Border agents seize $11.4 million worth of hard drugs
Amid the unprecedented migration surge at the southern border, drug traffickers have escalated their operations.
Customs and Border Protection (CBP) officials seized millions of dollars' worth of illicit narcotics in two separate operations, the agency announced Friday.
Agents on Tuesday discovered "32 packages containing 80.73 pounds of alleged cocaine" in a truck at the World Trade Bridge with an estimated value of $1,077,946. Later that same evening, CBP discovered in another vehicle "71 packages containing 31.39 pounds of alleged heroin and 2,551 packages containing 1047.19 pounds of alleged methamphetamine."
The total estimated street value of those drugs was $10,412,400, for a combined total of $11,490,346 worth of seizures from those two busts alone.

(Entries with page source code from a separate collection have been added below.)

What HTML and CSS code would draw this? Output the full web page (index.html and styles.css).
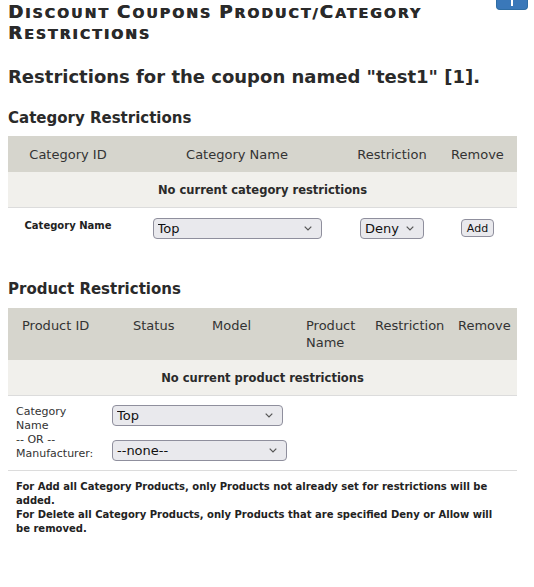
FILE: index.html
```html
<!DOCTYPE html>
<html lang="en">
<head>
<meta charset="utf-8">
<title>Discount Coupons Product/Category Restrictions</title>
<link rel="stylesheet" href="styles.css">
</head>
<body>
<a class="totop" href="#" aria-label="Back to top"><span class="totop-bar"></span></a>

<h1 class="page-title"><span class="sc-big">D</span>iscount <span class="sc-big">C</span>oupons <span class="sc-big">P</span>roduct/<span class="sc-big">C</span>ategory <span class="sc-big">R</span>estrictions</h1>
<h2 class="coupon-title">Restrictions for the coupon named "test1" [1].</h2>

<h3 class="section-title cat-title">Category Restrictions</h3>
<div class="cat-grid">
  <div class="th">Category ID</div>
  <div class="th">Category Name</div>
  <div class="th">Restriction</div>
  <div class="th">Remove</div>
  <div class="empty-row">No current category restrictions</div>
  <div class="form-cell"><span class="form-label">Category Name</span></div>
  <div class="form-cell">
    <span class="select-wrap w-top">
      <select class="select"><option>Top</option></select>
      <svg class="chev" viewBox="0 0 8 5" width="8" height="5"><path d="M0.7 0.7 L4 4 L7.3 0.7" fill="none" stroke="#555" stroke-width="1.2"/></svg>
    </span>
  </div>
  <div class="form-cell">
    <span class="select-wrap w-deny">
      <select class="select"><option>Deny</option><option>Allow</option></select>
      <svg class="chev" viewBox="0 0 8 5" width="8" height="5"><path d="M0.7 0.7 L4 4 L7.3 0.7" fill="none" stroke="#555" stroke-width="1.2"/></svg>
    </span>
  </div>
  <div class="form-cell"><button class="btn" type="button">Add</button></div>
</div>

<h3 class="section-title prod-title">Product Restrictions</h3>
<div class="prod-grid">
  <div class="th th-left">Product ID</div>
  <div class="th th-left">Status</div>
  <div class="th th-left">Model</div>
  <div class="th th-left">Product Name</div>
  <div class="th th-left">Restriction</div>
  <div class="th th-left">Remove</div>
  <div class="empty-row">No current product restrictions</div>
</div>

<div class="prod-form">
  <div class="prod-row">
    <span class="small-label">Category Name</span>
    <span class="select-wrap w-ptop">
      <select class="select"><option>Top</option></select>
      <svg class="chev" viewBox="0 0 8 5" width="8" height="5"><path d="M0.7 0.7 L4 4 L7.3 0.7" fill="none" stroke="#555" stroke-width="1.2"/></svg>
    </span>
  </div>
  <div class="prod-row row-end">
    <span class="small-label">-- OR --<br>Manufacturer:</span>
    <span class="select-wrap w-none">
      <select class="select"><option>--none--</option></select>
      <svg class="chev" viewBox="0 0 8 5" width="8" height="5"><path d="M0.7 0.7 L4 4 L7.3 0.7" fill="none" stroke="#555" stroke-width="1.2"/></svg>
    </span>
  </div>
</div>

<div class="notes">
  <p>For Add all Category Products, only Products not already set for restrictions will be added.</p>
  <p>For Delete all Category Products, only Products that are specified Deny or Allow will be removed.</p>
</div>
</body>
</html>
```

FILE: styles.css
```css
* { box-sizing: border-box; }

body {
  margin: 3px 8px 0;
  font-family: "DejaVu Sans", Verdana, sans-serif;
  color: #333;
  background: #fff;
}

.totop {
  position: absolute;
  top: 0;
  right: 6px;
  width: 32px;
  height: 10px;
  background: #3a78b9;
  border: 1px solid #2e6da4;
  border-top: none;
  border-radius: 0 0 4px 4px;
  display: flex;
  justify-content: center;
}
.totop-bar {
  width: 2px;
  height: 6px;
  background: #fff;
}

.page-title {
  margin: 0;
  font-size: 14px;
  line-height: 21px;
  font-weight: bold;
  text-transform: uppercase;
  letter-spacing: 2.1px;
  color: #2a2a2a;
  text-shadow: 0.7px 0 0 #2a2a2a;
}
.sc-big {
  font-size: 18px;
  line-height: 18px;
}

.coupon-title {
  margin: 21px 0 0;
  font-size: 18px;
  line-height: 21px;
  font-weight: bold;
  color: #2a2a2a;
}

.section-title {
  margin: 0;
  font-size: 15px;
  line-height: 18px;
  font-weight: bold;
  color: #2a2a2a;
}
.cat-title { margin-top: 22px; margin-bottom: 9px; }
.prod-title { margin-top: 32px; margin-bottom: 10px; }

.cat-grid {
  display: grid;
  width: 509px;
  grid-template-columns: 120px 218px 92px 79px;
}
.prod-grid {
  display: grid;
  width: 509px;
  grid-template-columns: 111px 79px 94px 69px 83px 73px;
}

.th {
  background: #d6d5cd;
  font-size: 13px;
  line-height: 17px;
  font-weight: normal;
  padding: 10px 0 9px;
  text-align: center;
  color: #333;
}
.th-left {
  text-align: left;
  padding: 9px 4px 9px 14px;
}

.empty-row {
  grid-column: 1 / -1;
  background: #f1f0ec;
  height: 36px;
  border-bottom: 1px solid #dcdcdc;
  display: flex;
  align-items: center;
  justify-content: center;
  font-size: 11.5px;
  font-weight: bold;
  color: #2a2a2a;
}

.form-cell {
  display: flex;
  justify-content: center;
  align-items: flex-start;
  padding: 10px 0 9px;
}
.form-label {
  font-size: 10px;
  line-height: 14px;
  font-weight: bold;
  color: #222;
  margin-top: 1px;
}

.select-wrap {
  position: relative;
  display: inline-block;
  height: 21px;
}
.select {
  appearance: none;
  -webkit-appearance: none;
  width: 100%;
  height: 21px;
  margin: 0;
  padding: 0 20px 0 4px;
  font-family: "DejaVu Sans", Verdana, sans-serif;
  font-size: 13px;
  color: #111;
  background: #e9e9ed;
  border: 1px solid #8f8f9d;
  border-radius: 4px;
}
.chev {
  position: absolute;
  right: 10px;
  top: 8px;
  pointer-events: none;
}
.w-top { width: 169px; }
.w-deny { width: 64px; }
.w-ptop { width: 171px; }
.w-none { width: 175px; }

.btn {
  height: 18px;
  width: 33px;
  padding: 0;
  margin-top: 1px;
  font-family: "DejaVu Sans", Verdana, sans-serif;
  font-size: 11px;
  color: #111;
  background: #e9e9ed;
  border: 1px solid #8f8f9d;
  border-radius: 4px;
}

.prod-form {
  width: 509px;
  padding: 9px 0 9px 8px;
  border-bottom: 1px solid #dcdcdc;
}
.prod-row {
  display: flex;
  align-items: flex-start;
}
.row-end { align-items: flex-end; }
.small-label {
  width: 96px;
  padding-right: 14px;
  font-size: 11px;
  line-height: 14px;
  color: #333;
}

.notes {
  width: 509px;
  padding: 9px 8px 0;
  font-size: 10px;
  line-height: 14px;
  font-weight: bold;
  color: #222;
}
.notes p { margin: 0; }
```
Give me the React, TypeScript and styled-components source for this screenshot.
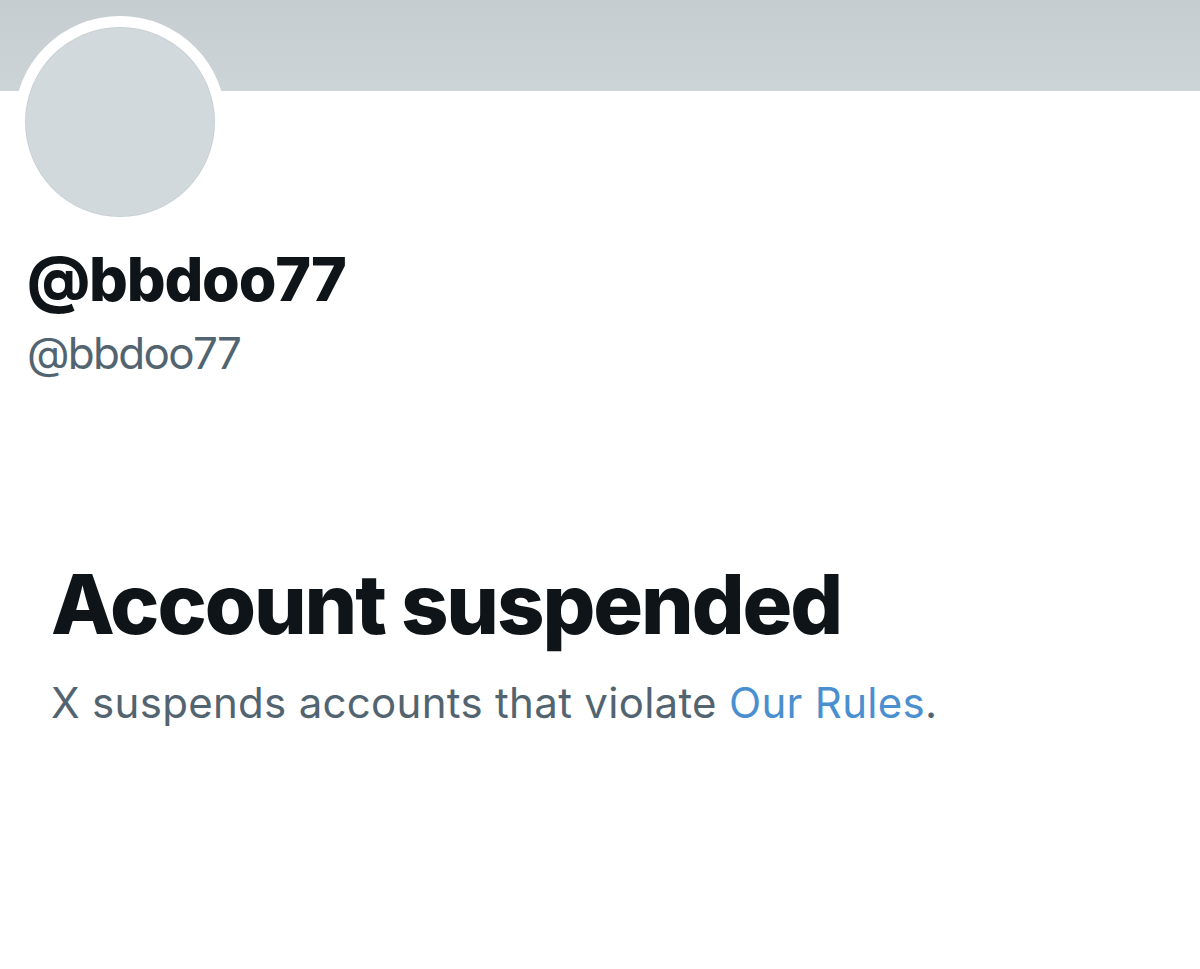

"CBP continues to work with our law enforcement partners to foil illicit transnational criminal organization attempts to smuggle their product through our cargo facilities," Port Director Alberto Flores, Laredo Port of Entry, said in the CBP press release. "These significant seizures are prime examples of how CBP’s border security management aids in the prevention of prohibited contraband from crossing the border."
Amid the unprecedented migration surge at the southern border, drug traffickers have escalated their operations, shipping vast amounts of illegal drugs into the United States. In July alone, border agents seized more than 2,000 pounds of fentanyl, an amount it estimated was enough to kill 470 million people, well over the total population of the country.